→ THE PROBLEM
Wherever the string "with" appears in a line, extract that line.

## START INPUT FOR THIS TASK

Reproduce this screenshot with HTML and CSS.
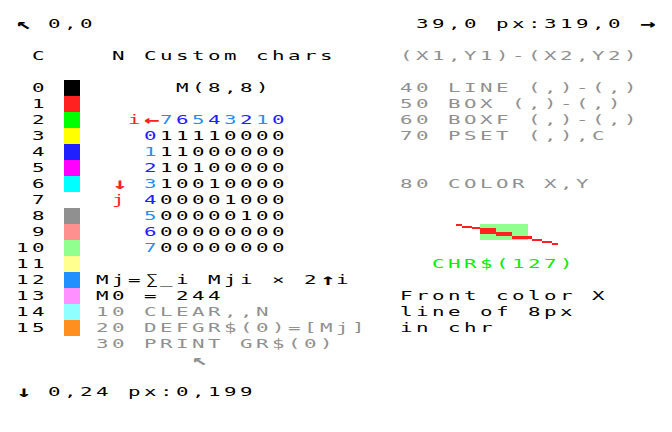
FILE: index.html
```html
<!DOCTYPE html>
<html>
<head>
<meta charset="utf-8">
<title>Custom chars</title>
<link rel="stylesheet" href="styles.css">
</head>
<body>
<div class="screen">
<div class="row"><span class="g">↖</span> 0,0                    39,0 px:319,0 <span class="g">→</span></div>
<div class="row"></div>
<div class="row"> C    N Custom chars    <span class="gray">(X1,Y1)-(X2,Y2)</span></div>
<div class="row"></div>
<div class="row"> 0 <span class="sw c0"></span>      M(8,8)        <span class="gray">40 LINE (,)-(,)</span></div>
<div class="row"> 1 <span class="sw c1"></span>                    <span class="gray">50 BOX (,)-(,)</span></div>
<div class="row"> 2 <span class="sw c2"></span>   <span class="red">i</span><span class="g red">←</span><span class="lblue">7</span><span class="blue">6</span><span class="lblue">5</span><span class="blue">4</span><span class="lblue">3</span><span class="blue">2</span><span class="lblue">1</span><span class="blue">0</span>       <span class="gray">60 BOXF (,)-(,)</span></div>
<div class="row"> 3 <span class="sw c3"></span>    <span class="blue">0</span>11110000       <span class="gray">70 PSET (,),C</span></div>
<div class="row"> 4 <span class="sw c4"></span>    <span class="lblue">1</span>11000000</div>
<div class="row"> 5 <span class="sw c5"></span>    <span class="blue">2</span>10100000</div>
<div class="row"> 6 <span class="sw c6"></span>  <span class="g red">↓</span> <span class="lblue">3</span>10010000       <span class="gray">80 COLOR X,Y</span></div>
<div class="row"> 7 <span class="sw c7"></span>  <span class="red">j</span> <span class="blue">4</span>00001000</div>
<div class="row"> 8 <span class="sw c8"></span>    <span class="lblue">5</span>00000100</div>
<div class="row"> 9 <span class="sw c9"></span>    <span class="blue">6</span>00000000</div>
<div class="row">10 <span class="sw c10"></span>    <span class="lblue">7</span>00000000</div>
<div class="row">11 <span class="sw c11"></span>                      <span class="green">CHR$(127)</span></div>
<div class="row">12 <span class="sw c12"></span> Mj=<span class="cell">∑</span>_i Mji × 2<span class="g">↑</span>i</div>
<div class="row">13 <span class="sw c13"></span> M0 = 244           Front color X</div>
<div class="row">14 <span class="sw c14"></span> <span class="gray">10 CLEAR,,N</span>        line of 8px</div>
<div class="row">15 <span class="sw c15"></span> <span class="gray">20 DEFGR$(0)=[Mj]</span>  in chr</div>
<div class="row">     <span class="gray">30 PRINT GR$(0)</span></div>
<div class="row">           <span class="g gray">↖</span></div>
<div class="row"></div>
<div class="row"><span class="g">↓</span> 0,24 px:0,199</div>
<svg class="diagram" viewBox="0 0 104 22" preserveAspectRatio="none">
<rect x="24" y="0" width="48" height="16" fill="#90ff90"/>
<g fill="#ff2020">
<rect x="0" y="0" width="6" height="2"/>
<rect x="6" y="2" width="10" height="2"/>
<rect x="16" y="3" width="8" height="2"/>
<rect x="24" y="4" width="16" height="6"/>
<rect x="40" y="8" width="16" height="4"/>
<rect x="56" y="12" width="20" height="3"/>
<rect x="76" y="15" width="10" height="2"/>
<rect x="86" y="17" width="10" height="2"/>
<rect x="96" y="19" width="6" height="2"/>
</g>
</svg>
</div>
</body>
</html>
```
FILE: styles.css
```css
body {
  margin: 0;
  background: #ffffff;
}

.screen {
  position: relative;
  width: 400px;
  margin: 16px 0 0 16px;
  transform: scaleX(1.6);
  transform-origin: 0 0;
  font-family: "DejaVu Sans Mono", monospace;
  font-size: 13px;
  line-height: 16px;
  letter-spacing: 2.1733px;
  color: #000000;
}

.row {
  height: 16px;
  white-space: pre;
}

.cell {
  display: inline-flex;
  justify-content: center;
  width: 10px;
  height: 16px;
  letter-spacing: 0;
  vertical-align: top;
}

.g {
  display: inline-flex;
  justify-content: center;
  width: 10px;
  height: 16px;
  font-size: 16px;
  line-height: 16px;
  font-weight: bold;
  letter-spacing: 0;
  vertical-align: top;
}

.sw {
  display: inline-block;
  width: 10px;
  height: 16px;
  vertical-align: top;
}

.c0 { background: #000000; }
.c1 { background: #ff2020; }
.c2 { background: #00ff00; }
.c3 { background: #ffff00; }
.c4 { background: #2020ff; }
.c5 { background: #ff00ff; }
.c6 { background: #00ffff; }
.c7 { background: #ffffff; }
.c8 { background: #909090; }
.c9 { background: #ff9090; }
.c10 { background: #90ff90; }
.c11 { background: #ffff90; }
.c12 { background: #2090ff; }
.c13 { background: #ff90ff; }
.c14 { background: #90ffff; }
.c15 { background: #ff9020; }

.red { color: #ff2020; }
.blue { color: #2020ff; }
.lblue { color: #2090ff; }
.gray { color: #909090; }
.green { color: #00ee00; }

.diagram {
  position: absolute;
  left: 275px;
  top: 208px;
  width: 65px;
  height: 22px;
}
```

## END INPUT FOR THIS TASK
## START INPUT FOR THIS TASK

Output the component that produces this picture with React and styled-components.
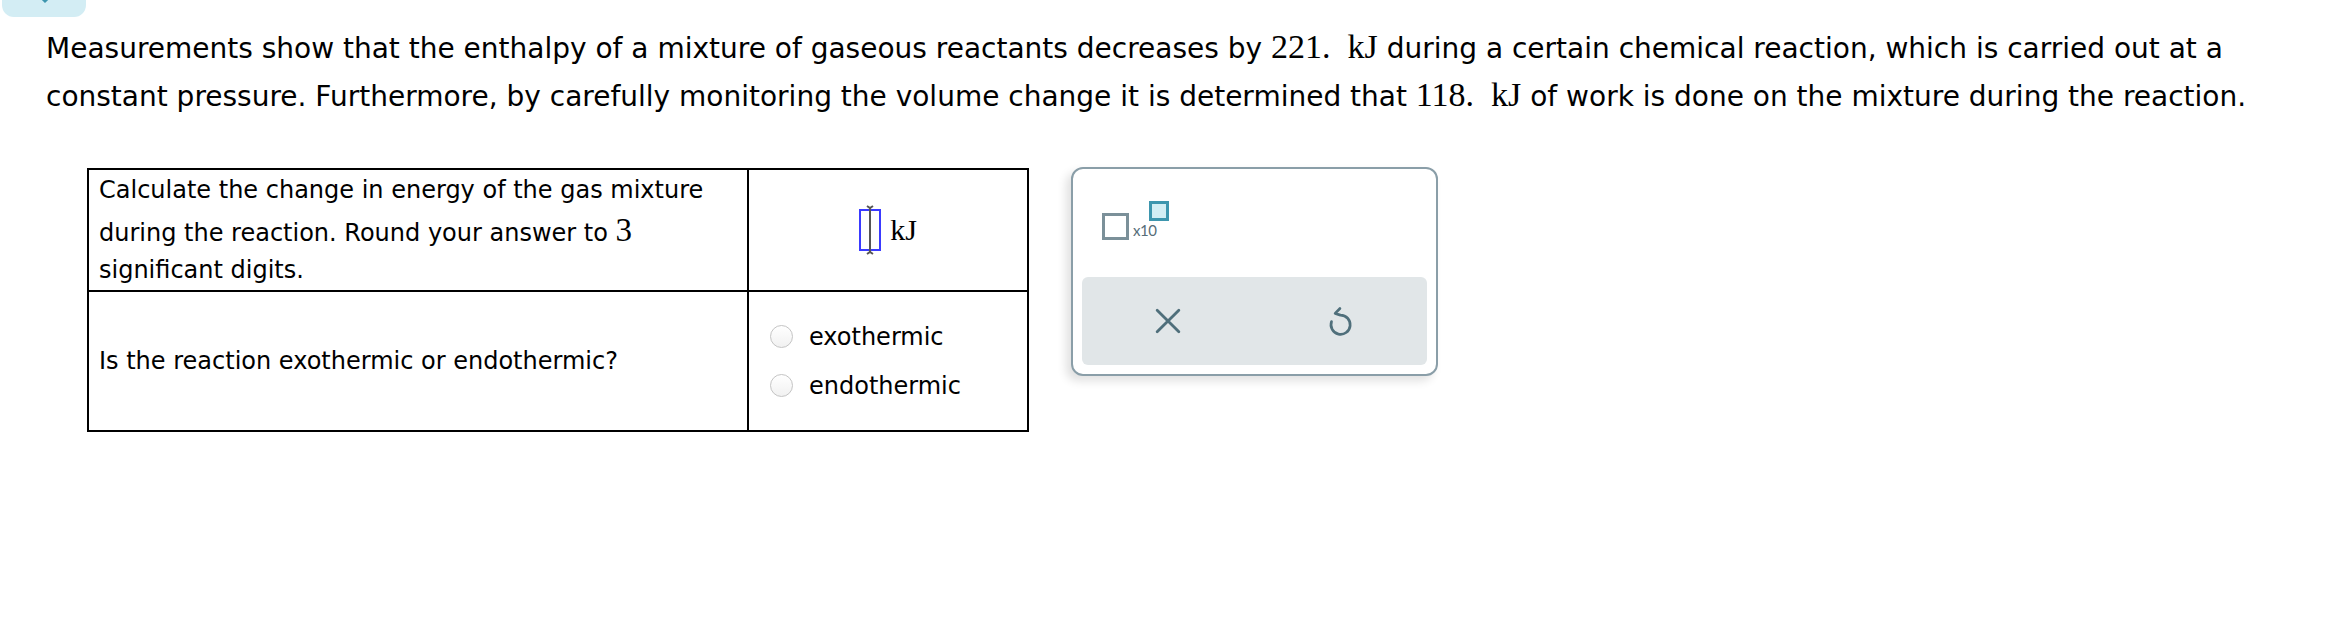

## END INPUT FOR THIS TASK
## START INPUT FOR THIS TASK

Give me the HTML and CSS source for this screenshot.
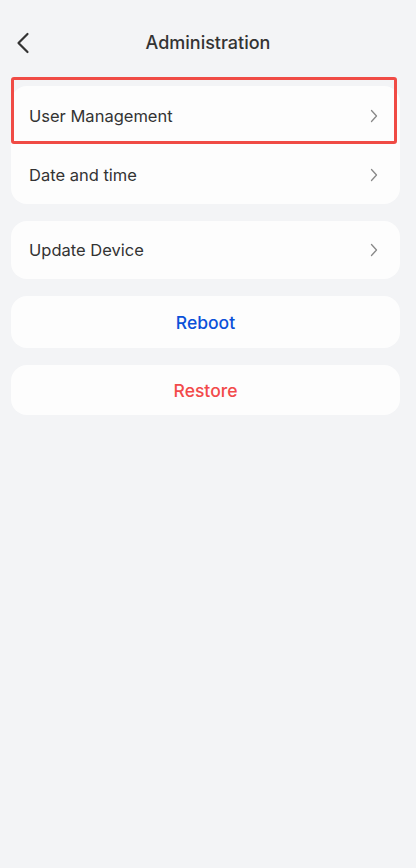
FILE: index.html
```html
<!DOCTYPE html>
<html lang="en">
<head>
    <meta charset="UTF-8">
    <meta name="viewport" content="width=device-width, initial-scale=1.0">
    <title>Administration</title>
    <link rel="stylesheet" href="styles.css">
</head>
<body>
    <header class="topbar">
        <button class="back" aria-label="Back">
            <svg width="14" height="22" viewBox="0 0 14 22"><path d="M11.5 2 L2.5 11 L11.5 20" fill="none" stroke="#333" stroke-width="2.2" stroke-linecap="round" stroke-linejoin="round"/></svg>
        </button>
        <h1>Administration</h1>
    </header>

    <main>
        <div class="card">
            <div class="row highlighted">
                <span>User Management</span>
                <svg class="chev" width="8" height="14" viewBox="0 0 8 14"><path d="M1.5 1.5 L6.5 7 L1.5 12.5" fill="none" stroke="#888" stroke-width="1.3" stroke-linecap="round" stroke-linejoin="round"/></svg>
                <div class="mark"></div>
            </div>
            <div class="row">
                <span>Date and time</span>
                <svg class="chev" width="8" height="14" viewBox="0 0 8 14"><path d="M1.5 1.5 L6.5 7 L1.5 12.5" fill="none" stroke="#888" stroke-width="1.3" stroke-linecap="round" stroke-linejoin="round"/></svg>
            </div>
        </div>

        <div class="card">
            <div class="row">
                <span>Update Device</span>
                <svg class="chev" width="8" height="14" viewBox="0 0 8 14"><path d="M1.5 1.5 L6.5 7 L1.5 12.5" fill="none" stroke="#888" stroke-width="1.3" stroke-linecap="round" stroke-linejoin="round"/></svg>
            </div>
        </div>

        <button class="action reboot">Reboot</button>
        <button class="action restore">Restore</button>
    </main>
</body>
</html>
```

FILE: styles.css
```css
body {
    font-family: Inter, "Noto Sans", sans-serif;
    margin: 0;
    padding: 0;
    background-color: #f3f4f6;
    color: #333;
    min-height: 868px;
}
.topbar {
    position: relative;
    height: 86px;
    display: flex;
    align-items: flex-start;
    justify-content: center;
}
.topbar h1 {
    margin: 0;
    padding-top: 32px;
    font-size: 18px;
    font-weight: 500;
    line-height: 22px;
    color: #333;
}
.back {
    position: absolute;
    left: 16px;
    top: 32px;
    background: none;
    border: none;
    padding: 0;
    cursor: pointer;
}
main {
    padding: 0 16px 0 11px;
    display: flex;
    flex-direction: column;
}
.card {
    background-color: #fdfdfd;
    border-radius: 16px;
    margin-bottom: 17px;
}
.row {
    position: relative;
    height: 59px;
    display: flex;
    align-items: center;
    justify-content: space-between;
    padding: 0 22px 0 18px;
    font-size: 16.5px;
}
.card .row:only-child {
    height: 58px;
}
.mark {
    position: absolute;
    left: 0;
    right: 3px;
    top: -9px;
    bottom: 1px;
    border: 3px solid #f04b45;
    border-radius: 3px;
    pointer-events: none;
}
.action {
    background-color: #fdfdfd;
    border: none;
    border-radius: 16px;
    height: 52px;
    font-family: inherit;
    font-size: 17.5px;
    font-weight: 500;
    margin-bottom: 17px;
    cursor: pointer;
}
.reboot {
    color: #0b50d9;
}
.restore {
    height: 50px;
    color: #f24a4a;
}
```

## END INPUT FOR THIS TASK

→ ANSWER TO THIS TASK
Reproduce this screenshot with HTML and CSS.
Output the component that produces this picture with React and styled-components.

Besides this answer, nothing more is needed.